> TASK OBJECTIVE
Tell how many lines have the string "index" in them, and write nothing besides the number.

------------------------

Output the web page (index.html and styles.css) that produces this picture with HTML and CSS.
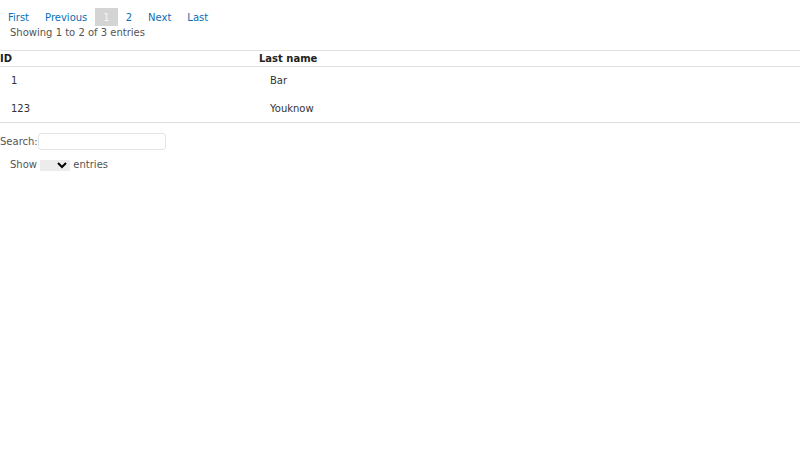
FILE: index.html
```html
<!DOCTYPE html>
<html lang="en">
<head>
    <meta charset="UTF-8">
    <title>Entries</title>
    <link rel="stylesheet" href="styles.css">
</head>
<body>
    <div class="pager">
        <a href="#">First</a>
        <a href="#">Previous</a>
        <span class="current">1</span>
        <a href="#">2</a>
        <a href="#">Next</a>
        <a href="#">Last</a>
    </div>
    <div class="info">Showing 1 to 2 of 3 entries</div>

    <table class="grid">
        <thead>
            <tr><th class="col-id">ID</th><th>Last name</th></tr>
        </thead>
        <tbody>
            <tr><td>1</td><td>Bar</td></tr>
            <tr><td>123</td><td>Youknow</td></tr>
        </tbody>
    </table>

    <div class="search">
        <label>Search:</label><input type="text">
    </div>
    <div class="length">
        Show <select></select> entries
    </div>
</body>
</html>
```

FILE: styles.css
```css
/* simple data table */
body {
    margin: 0;
    font-family: 'DejaVu Sans', sans-serif;
    font-size: 10px;
    color: #333;
    background: #fff;
}

.pager {
    display: flex;
    align-items: center;
    padding-top: 8px;
    height: 18px;
}

.pager a,
.pager span {
    padding: 1px 8px 0;
    line-height: 17px;
    color: #0a6eb4;
    text-decoration: none;
}

.pager .current {
    background: #d4d4d4;
    color: #f4f4f4;
}

.info {
    padding: 0 10px;
    line-height: 13px;
    color: #555;
}

.grid {
    width: 100%;
    border-collapse: collapse;
    margin-top: 11px;
    border-top: 1px solid #e2e2e2;
    border-bottom: 1px solid #ddd;
}

.grid th {
    text-align: left;
    font-weight: bold;
    color: #222;
    padding: 1px 0;
    line-height: 13px;
    border-bottom: 1px solid #e2e2e2;
}

.grid .col-id { width: 259px; }

.grid td {
    padding: 7px 11px 6.5px;
    line-height: 14px;
    color: #333;
}

.search {
    display: flex;
    align-items: center;
    margin-top: 10px;
    color: #555;
}

.search input {
    width: 124px;
    height: 13px;
    padding: 1px;
    border: 1px solid #e4e4e4;
    border-radius: 3px;
    font-size: 10px;
}

.length {
    padding: 9px 10px;
    color: #555;
}

.length select {
    width: 30px;
    height: 11px;
    border: none;
    background: #ececec;
    font-size: 9px;
    vertical-align: middle;
}
```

------------------------

> TASK ANSWER
2